— START Dataset excerpt —

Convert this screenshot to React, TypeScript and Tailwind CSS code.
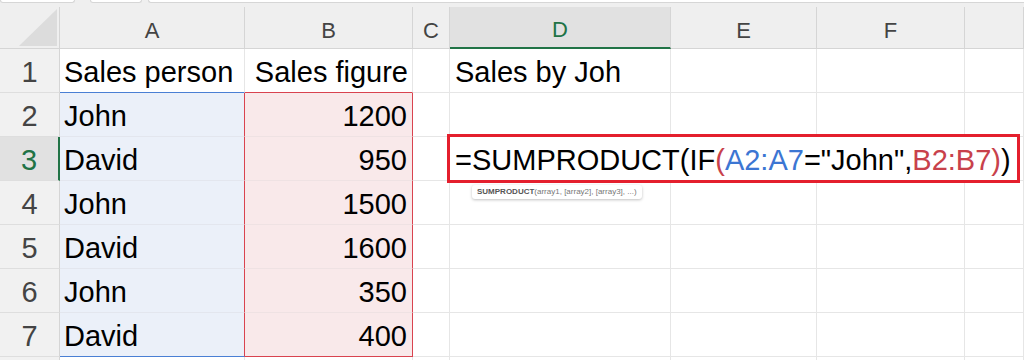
import React from 'react';

const COLS = ['A', 'B', 'C', 'D', 'E', 'F', ''];

const ROWS: string[][] = [
  ['Sales person', 'Sales figure', '', 'Sales by Joh', '', '', ''],
  ['John', '1200', '', '', '', '', ''],
  ['David', '950', '', '', '', '', ''],
  ['John', '1500', '', '', '', '', ''],
  ['David', '1600', '', '', '', '', ''],
  ['John', '350', '', '', '', '', ''],
  ['David', '400', '', '', '', '', ''],
  ['', '', '', '', '', '', ''],
];

const base =
  'flex items-end pb-[3px] text-[29px] leading-[34px] text-black whitespace-nowrap overflow-hidden border-r border-b ';

// cell look, incl. the coloured outlines of the ranges A2:A7 and B2:B7
function cellClass(n: number, c: number) {
  const inRange = n >= 2 && n <= 7;
  if (c === 0) {
    if (n === 1) return base + 'bg-white pl-[4px] border-r-[#e6e6e6] border-b-[#4a7fd4]';
    if (n === 7) return base + 'bg-[#ebf0f9] pl-[4px] border-r-[#d9434f] border-b-[#4a7fd4]';
    if (inRange) return base + 'bg-[#ebf0f9] pl-[4px] border-r-[#d9434f] border-b-[#e3e6ee]';
    return base + 'bg-white pl-[4px] border-[#e6e6e6]';
  }
  if (c === 1) {
    if (n === 1) return base + 'bg-white justify-end pr-[4px] border-r-[#e6e6e6] border-b-[#d9434f]';
    if (n === 7) return base + 'bg-[#f9e9ea] justify-end pr-[5px] border-r-[#d9434f] border-b-[#d9434f]';
    if (inRange) return base + 'bg-[#f9e9ea] justify-end pr-[5px] border-r-[#d9434f] border-b-[#efe2e3]';
    return base + 'bg-white justify-end pr-[5px] border-[#e6e6e6]';
  }
  return base + 'bg-white pl-[5px] border-[#e6e6e6]';
}

const Corner = () => (
  <div className="flex items-end justify-end pr-[2px] pb-[2px] border-r border-b border-[#d5d5d5]">
    <svg width="38" height="37" viewBox="0 0 38 37">
      <polygon points="38,0 38,37 0,37" fill="#dcdcdc" />
    </svg>
  </div>
);

const App = () => {
  return (
    <div className="relative w-[1024px] h-[360px] overflow-hidden bg-[#efefef] font-['Liberation_Sans',Arial,sans-serif]">
      {/* remains of the formula bar above the sheet */}
      <div className="flex h-[7px] gap-[15px]">
        <div className="w-[75px] h-[3px] bg-white border-b border-x border-[#d6d6d6] rounded-b-[3px]" />
        <div className="w-[52px] h-[3px] bg-white border-b border-x border-[#d6d6d6] rounded-b-[3px]" />
        <div className="flex-1 h-[3px] bg-white border-b border-l border-[#d6d6d6] rounded-bl-[3px] -ml-[9px]" />
      </div>

      <div className="grid grid-cols-[60px_185px_168px_37px_221px_146px_148px_59px] grid-rows-[42px_repeat(8,44px)]">
        {/* column headers */}
        <Corner />
        {COLS.map((c) => (
          <div
            key={c || 'g'}
            className={
              c === 'D'
                ? 'flex items-center justify-center pt-[5px] text-[22px] text-[#217346] bg-[#e1e1e1] border-r border-[#d5d5d5] border-b-2 border-b-[#217346]'
                : 'flex items-center justify-center pt-[5px] text-[22px] text-[#444] border-r border-b border-[#d5d5d5]'
            }
          >
            {c}
          </div>
        ))}

        {ROWS.map((row, r) => {
          const n = r + 1;
          return (
            <React.Fragment key={n}>
              <div
                className={
                  n === 3
                    ? 'flex items-end justify-center pb-[3px] text-[29px] leading-[34px] text-[#217346] bg-[#e1e1e1] border-b border-[#dedede] border-r-2 border-r-[#217346]'
                    : 'flex items-end justify-center pb-[3px] text-[29px] leading-[34px] text-[#444] bg-[#f1f1f1] border-b border-[#dedede] border-r border-r-[#d5d5d5]'
                }
              >
                {n <= 7 ? n : ''}
              </div>
              {row.map((v, c) => (
                <div key={c} className={cellClass(n, c)}>
                  {v}
                </div>
              ))}
            </React.Fragment>
          );
        })}
      </div>

      {/* cell being edited, drawn over D3:G3 */}
      <div className="absolute left-[447px] top-[134px] w-[573px] h-[49px] border-[3px] border-[#e41f2d] bg-white flex items-end pl-[5px] pb-[3px] text-[29px] leading-[34px] text-black whitespace-nowrap">
        <span>
          =SUMPRODUCT(IF<span className="text-[#c8414b]">(</span>
          <span className="text-[#3c76d3]">A2:A7</span>="John",
          <span className="text-[#c8414b]">B2:B7)</span>)
        </span>
      </div>

      {/* function hint */}
      <div className="absolute left-[472px] top-[185px] h-[14px] px-[5px] bg-white rounded-[3px] shadow-[0_1px_3px_rgba(0,0,0,0.25)] text-[8px] leading-[14px] text-[#777] whitespace-nowrap">
        <span className="font-bold text-[#555]">SUMPRODUCT</span>(array1, [array2], [array3], ...)
      </div>
    </div>
  );
};

export default App;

— END Dataset excerpt —

Work instructions:
Exactly as they appear, print the lines of the listing above from its first line through the line that contains "border-r border-b ';", minus the pictures.

Completed task:
Convert this screenshot to React, TypeScript and Tailwind CSS code.
import React from 'react';

const COLS = ['A', 'B', 'C', 'D', 'E', 'F', ''];

const ROWS: string[][] = [
  ['Sales person', 'Sales figure', '', 'Sales by Joh', '', '', ''],
  ['John', '1200', '', '', '', '', ''],
  ['David', '950', '', '', '', '', ''],
  ['John', '1500', '', '', '', '', ''],
  ['David', '1600', '', '', '', '', ''],
  ['John', '350', '', '', '', '', ''],
  ['David', '400', '', '', '', '', ''],
  ['', '', '', '', '', '', ''],
];

const base =
  'flex items-end pb-[3px] text-[29px] leading-[34px] text-black whitespace-nowrap overflow-hidden border-r border-b ';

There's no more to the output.